The federal or central government handles larger issues like monetary policy, national defense and security, and anything else that would affect the country as a whole. Issues such as education, road repairs, and taxes are handled at the local level by the individual states.
It's similar to the United States in that the federal government ultimately has the final say, but the states are granted control over areas of government that affect their stated directly.
The Federation of Brazil consists of 26 individual states and one federal district. The federal district, or Distrito Federal, is home to Brasilia, the capital of Brazil. The states are also called Federative Units.
There are 21 different political parties within the country of Brazil.
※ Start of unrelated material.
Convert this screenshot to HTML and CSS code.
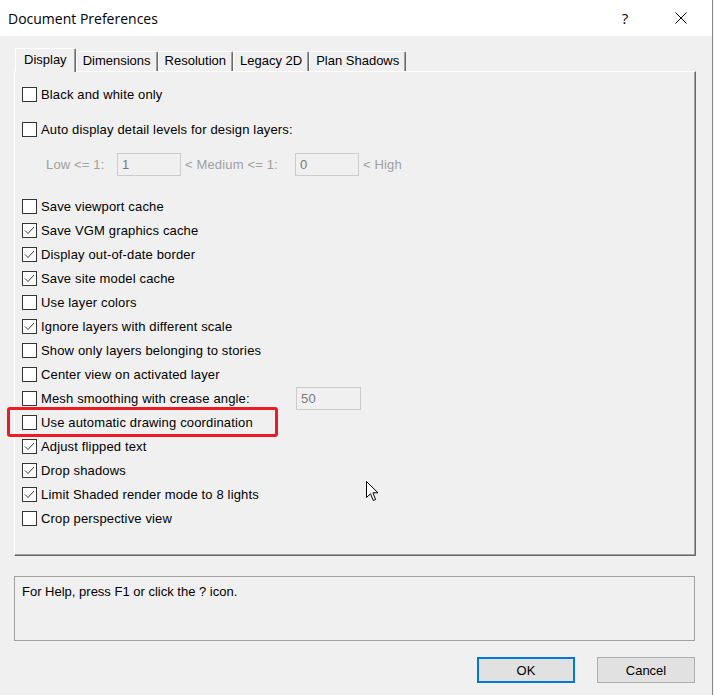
FILE: index.html
```html
<!DOCTYPE html>
<html>
  <head>
    <meta charset="utf-8" />
    <link rel="stylesheet" href="styles.css">
  </head>
  <body>
    <div class="window">
      <header class="titlebar">
        <div class="title">Document Preferences</div>
        <div class="title-btn help-btn">?</div>
        <div class="title-btn close-btn">
          <svg width="12" height="12" viewBox="0 0 12 12">
            <path d="M0.5 0.5 L11.5 11.5 M11.5 0.5 L0.5 11.5" stroke="#000" stroke-width="1" fill="none" />
          </svg>
        </div>
      </header>

      <main class="content">
        <div class="tabs">
          <div class="tab active">Display</div>
          <div class="tab">Dimensions</div>
          <div class="tab">Resolution</div>
          <div class="tab">Legacy 2D</div>
          <div class="tab">Plan Shadows</div>
        </div>

        <section class="panel">
          <label class="row first"><span class="box"></span>Black and white only</label>
          <label class="row spaced"><span class="box"></span>Auto display detail levels for design layers:</label>

          <div class="levels">
            <span class="lvl-low">Low &lt;= 1:</span>
            <span class="field">1</span>
            <span class="lvl-mid">&lt; Medium &lt;= 1:</span>
            <span class="field">0</span>
            <span class="lvl-high">&lt; High</span>
          </div>

          <label class="row after-levels"><span class="box"></span>Save viewport cache</label>
          <label class="row"><span class="box checked"><svg width="13" height="13" viewBox="0 0 13 13"><path d="M2 6.5 L5 9.5 L11 3" stroke="#3a3a3a" stroke-width="1" fill="none" /></svg></span>Save VGM graphics cache</label>
          <label class="row"><span class="box checked"><svg width="13" height="13" viewBox="0 0 13 13"><path d="M2 6.5 L5 9.5 L11 3" stroke="#3a3a3a" stroke-width="1" fill="none" /></svg></span>Display out-of-date border</label>
          <label class="row"><span class="box checked"><svg width="13" height="13" viewBox="0 0 13 13"><path d="M2 6.5 L5 9.5 L11 3" stroke="#3a3a3a" stroke-width="1" fill="none" /></svg></span>Save site model cache</label>
          <label class="row"><span class="box"></span>Use layer colors</label>
          <label class="row"><span class="box checked"><svg width="13" height="13" viewBox="0 0 13 13"><path d="M2 6.5 L5 9.5 L11 3" stroke="#3a3a3a" stroke-width="1" fill="none" /></svg></span>Ignore layers with different scale</label>
          <label class="row"><span class="box"></span>Show only layers belonging to stories</label>
          <label class="row"><span class="box"></span>Center view on activated layer</label>
          <label class="row"><span class="box"></span><span class="mesh-label">Mesh smoothing with crease angle:</span><span class="field mesh-field">50</span></label>
          <label class="row marked"><span class="box"></span>Use automatic drawing coordination<span class="highlight"></span></label>
          <label class="row"><span class="box checked"><svg width="13" height="13" viewBox="0 0 13 13"><path d="M2 6.5 L5 9.5 L11 3" stroke="#3a3a3a" stroke-width="1" fill="none" /></svg></span>Adjust flipped text</label>
          <label class="row"><span class="box checked"><svg width="13" height="13" viewBox="0 0 13 13"><path d="M2 6.5 L5 9.5 L11 3" stroke="#3a3a3a" stroke-width="1" fill="none" /></svg></span>Drop shadows</label>
          <label class="row"><span class="box checked"><svg width="13" height="13" viewBox="0 0 13 13"><path d="M2 6.5 L5 9.5 L11 3" stroke="#3a3a3a" stroke-width="1" fill="none" /></svg></span>Limit Shaded render mode to 8 lights</label>
          <label class="row"><span class="box"></span>Crop perspective view</label>

          <svg class="cursor" width="13" height="21" viewBox="0 0 13 21">
            <path d="M0.5 0.5 L0.5 16.5 L4.5 12.7 L7.3 19.5 L9.6 18.5 L6.9 11.8 L12 11.8 Z" fill="#fff" stroke="#000" stroke-width="1" />
          </svg>
        </section>

        <div class="help-box">For Help, press F1 or click the ? icon.</div>

        <div class="buttons">
          <button class="btn default">OK</button>
          <button class="btn">Cancel</button>
        </div>
      </main>
    </div>
  </body>
</html>
```

FILE: styles.css
```css
:root {
  --face: #f0f0f0;
  --shadow: #a0a0a0;
  --dark-shadow: #696969;
  --disabled: #a0a0a0;
  --text: #000;
}

* {
  box-sizing: border-box;
}

body {
  margin: 0;
  background: var(--face);
  color: var(--text);
  font-family: "Liberation Sans", Arial, sans-serif;
  font-size: 13px;
}

.window {
  position: relative;
  width: 713px;
  height: 695px;
  border-right: 1px solid #8a8a8a;
  overflow: hidden;
}

/* Title bar */
.titlebar {
  display: flex;
  align-items: center;
  height: 36px;
  background: #fff;
}

.title {
  margin-left: 8px;
  font-family: "Open Sans", sans-serif;
  font-size: 14px;
  flex: 1;
}

.title-btn {
  display: flex;
  align-items: center;
  justify-content: center;
  width: 46px;
  height: 36px;
  font-family: "Open Sans", sans-serif;
  font-size: 15px;
}

.help-btn {
  margin-right: 10px;
}

.close-btn {
  margin-right: 8px;
}

/* Tabs */
.content {
  padding-left: 14px;
}

.tabs {
  position: relative;
  z-index: 1;
  display: flex;
  align-items: flex-end;
  height: 35px;
  padding-left: 1px;
}

.tab {
  height: 20px;
  line-height: 18px;
  padding: 0 6px;
  border-top: 1px solid #fff;
  border-left: 1px solid #fff;
  border-right: 1px solid var(--dark-shadow);
  border-radius: 2px 2px 0 0;
  box-shadow: inset -1px 0 0 var(--shadow);
  white-space: nowrap;
}

.tab.active {
  height: 24px;
  line-height: 21px;
  padding: 0 8px;
  margin-bottom: -1px;
  background: var(--face);
}

/* Panel */
.panel {
  position: relative;
  width: 682px;
  height: 485px;
  padding-left: 7px;
  letter-spacing: 0.15px;
  border-top: 1px solid #fff;
  border-left: 1px solid #fff;
  border-right: 1px solid var(--dark-shadow);
  border-bottom: 1px solid var(--dark-shadow);
  box-shadow: inset -1px -1px 0 var(--shadow);
}

.row {
  position: relative;
  display: flex;
  align-items: center;
  height: 24px;
  white-space: nowrap;
}

.row.first {
  margin-top: 10px;
}

.row.spaced {
  margin-top: 11px;
}

.row.after-levels {
  margin-top: 18px;
}

.box {
  flex-shrink: 0;
  width: 15px;
  height: 15px;
  margin-right: 4px;
  border: 1px solid #333;
  background: #fff;
}

.box svg {
  display: block;
}

.levels {
  display: flex;
  align-items: center;
  height: 24px;
  margin-top: 11px;
  padding-left: 24px;
  color: var(--disabled);
}

.lvl-low {
  width: 71px;
}

.lvl-mid {
  width: 110px;
  margin-left: 4px;
}

.lvl-high {
  margin-left: 4px;
}

.field {
  display: inline-block;
  width: 64px;
  height: 23px;
  line-height: 21px;
  padding-left: 4px;
  border: 1px solid #cccccc;
  background: var(--face);
  color: #7a7a7a;
}

.mesh-label {
  width: 255px;
}

.mesh-field {
  width: 65px;
}

/* Annotation */
.highlight {
  position: absolute;
  left: -15px;
  top: -3px;
  width: 271px;
  height: 30px;
  border: 3px solid #ec1c24;
  border-radius: 3px;
}

.cursor {
  position: absolute;
  left: 351px;
  top: 409px;
}

/* Help and buttons */
.help-box {
  width: 681px;
  height: 65px;
  margin-top: 20px;
  padding: 7px 7px;
  line-height: 16px;
  border: 1px solid var(--shadow);
}

.buttons {
  display: flex;
  justify-content: flex-end;
  gap: 22px;
  width: 681px;
  margin-top: 16px;
}

.btn {
  width: 98px;
  height: 26px;
  padding: 0;
  border: 1px solid #adadad;
  background: #e1e1e1;
  color: var(--text);
  font-family: "Liberation Sans", Arial, sans-serif;
  font-size: 13px;
}

.btn.default {
  border: 2px solid #0078d7;
}
```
The president is the head of the federation and is elected by the people every 4 years. As of the Constitution of 1988, a presidential candidate must be a minimum of 35 years old, born and residing in Brazil, and be an elector.
He or she must also qualify to run for office, which means he or she has electoral rights. Lastly, the presidential candidate must be a member of an established political party considering that write-in candidates are not permitted on the ballot in Brazil.
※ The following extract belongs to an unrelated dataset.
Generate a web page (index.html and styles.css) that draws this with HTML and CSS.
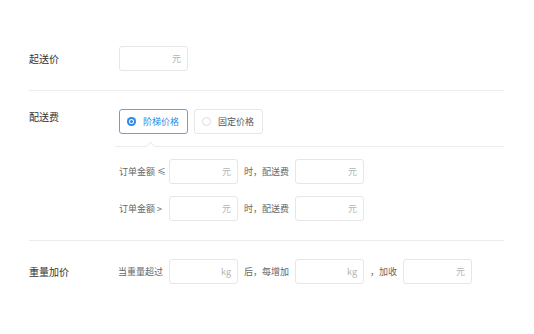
FILE: index.html
```html
<!DOCTYPE html>
<html lang="zh-CN">
<head>
  <meta charset="UTF-8" />
  <title>配送设置</title>
  <link rel="stylesheet" href="styles.css">
</head>
<body>
  <form class="settings">
    <div class="section first">
      <div class="label">起送价</div>
      <div class="unit-input"><input type="text"><span>元</span></div>
    </div>

    <div class="section fee">
      <div class="label">配送费</div>
      <div class="fee-body">
        <div class="radios">
          <label class="radio checked"><i></i>阶梯价格</label>
          <label class="radio"><i></i>固定价格</label>
        </div>
        <div class="panel">
          <div class="line">
            <span class="text">订单金额 ≤</span>
            <div class="unit-input"><input type="text"><span>元</span></div>
            <span class="text">时，配送费</span>
            <div class="unit-input"><input type="text"><span>元</span></div>
          </div>
          <div class="line">
            <span class="text">订单金额 &gt;</span>
            <div class="unit-input"><input type="text"><span>元</span></div>
            <span class="text">时，配送费</span>
            <div class="unit-input"><input type="text"><span>元</span></div>
          </div>
        </div>
      </div>
    </div>

    <div class="section last">
      <div class="label">重量加价</div>
      <div class="line weight">
        <span class="text">当重量超过</span>
        <div class="unit-input"><input type="text"><span>kg</span></div>
        <span class="text">后，每增加</span>
        <div class="unit-input"><input type="text"><span>kg</span></div>
        <span class="text">，加收</span>
        <div class="unit-input"><input type="text"><span>元</span></div>
      </div>
    </div>
  </form>
</body>
</html>
```

FILE: styles.css
```css
body {
  margin: 0;
  background: #fff;
  font-family: "Noto Sans CJK SC", "Noto Sans", sans-serif;
  color: #333;
}

.settings {
  width: 475px;
  margin-left: 29px;
}

.section {
  display: flex;
  align-items: center;
  border-bottom: 1px solid #ececec;
}

.section.first {
  padding: 46px 0 19px;
}

.section.fee {
  align-items: flex-start;
  padding: 18px 0 19px;
}

.section.last {
  border-bottom: none;
  padding: 18px 0 40px;
}

.label {
  width: 90px;
  font-size: 10px;
  line-height: 16px;
  color: #333;
}

.unit-input {
  display: flex;
  align-items: center;
  width: 69px;
  height: 25px;
  box-sizing: border-box;
  border: 1px solid #e6e6e6;
  border-radius: 3px;
  background: #fff;
}

.unit-input input {
  flex: 1;
  min-width: 0;
  border: none;
  outline: none;
  background: transparent;
  padding: 0 4px;
  font-size: 9px;
}

.unit-input span {
  padding-right: 6px;
  font-size: 9px;
  color: #b3b3b3;
}

.fee-body {
  flex: 1;
}

.radios {
  display: flex;
  gap: 6px;
}

.radio {
  display: flex;
  align-items: center;
  width: 69px;
  height: 25px;
  box-sizing: border-box;
  border: 1px solid #e6e6e6;
  border-radius: 3px;
  padding-left: 7px;
  font-size: 9px;
  color: #555;
}

.radio i {
  width: 7px;
  height: 7px;
  border: 1px solid #dcdcdc;
  border-radius: 50%;
  margin-right: 7px;
}

.radio.checked {
  border-color: #5fa2ec;
  color: #2f88e8;
}

.radio.checked i {
  width: 9px;
  height: 9px;
  border: none;
  background: #2f88e8;
  box-shadow: inset 0 0 0 2px #2f88e8, inset 0 0 0 3px #fff;
}

.panel {
  position: relative;
  margin: 12px 0 0 -4px;
  padding: 12px 0 0 4px;
  border-top: 1px solid #ececec;
}

.panel::before {
  content: "";
  position: absolute;
  top: -4px;
  left: 32px;
  width: 6px;
  height: 6px;
  background: #fff;
  border-left: 1px solid #ececec;
  border-top: 1px solid #ececec;
  transform: rotate(45deg);
}

.line {
  display: flex;
  align-items: center;
  gap: 6px;
}

.line.weight {
  margin-left: -1px;
}

.panel .line + .line {
  margin-top: 12px;
}

.text {
  font-size: 9px;
  color: #666;
  white-space: nowrap;
}

.panel .text:first-child {
  width: 44px;
}
```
The president's duties include commanding the Brazilian Armed Forces as their commander-in-chief, representing Brazil across the world, heading up the executive branch of the Brazil government, and appointing Cabinet members and judges to sit on the Supreme Federal Tribunal. The president can also put laws on the books as well.
The president's official title is the President of the Federative Republic of Brazil if the president is a man.
If the President of Brazil is a woman, she is addressed with one of three titles of respect: President of the Republic, Her Excellency Madam President of the Republic, or Madam President.
How did Brazil arrive at this form of government for their country?
In a nutshell, the Brazilian government has endured two periods of dictators, three periods of democratic rule, and six different constitutions since the year 1889. Voting is not a choice given to the people, but rather it is mandatory.
In recent years Brazil's economy had strengthened and more people were able to experience a better standard of living, however at the time of this writing in 2016, there have been a number of major economic and political upheavals in Brazil. As a result, so many Brazilians are feeling angry and frustrated, in a time of uncertainty.
One thing is certain however, there is a tremendous resiliency, faith and indominatable spirit in the Brazilian people, one that continues to inspire me daily. No matter what obstacles they face, I believe that they will find a way through these difficulties. My good wishes and prayers go out to all people in Brazil, and in the world today who are facing uncertainties in their future.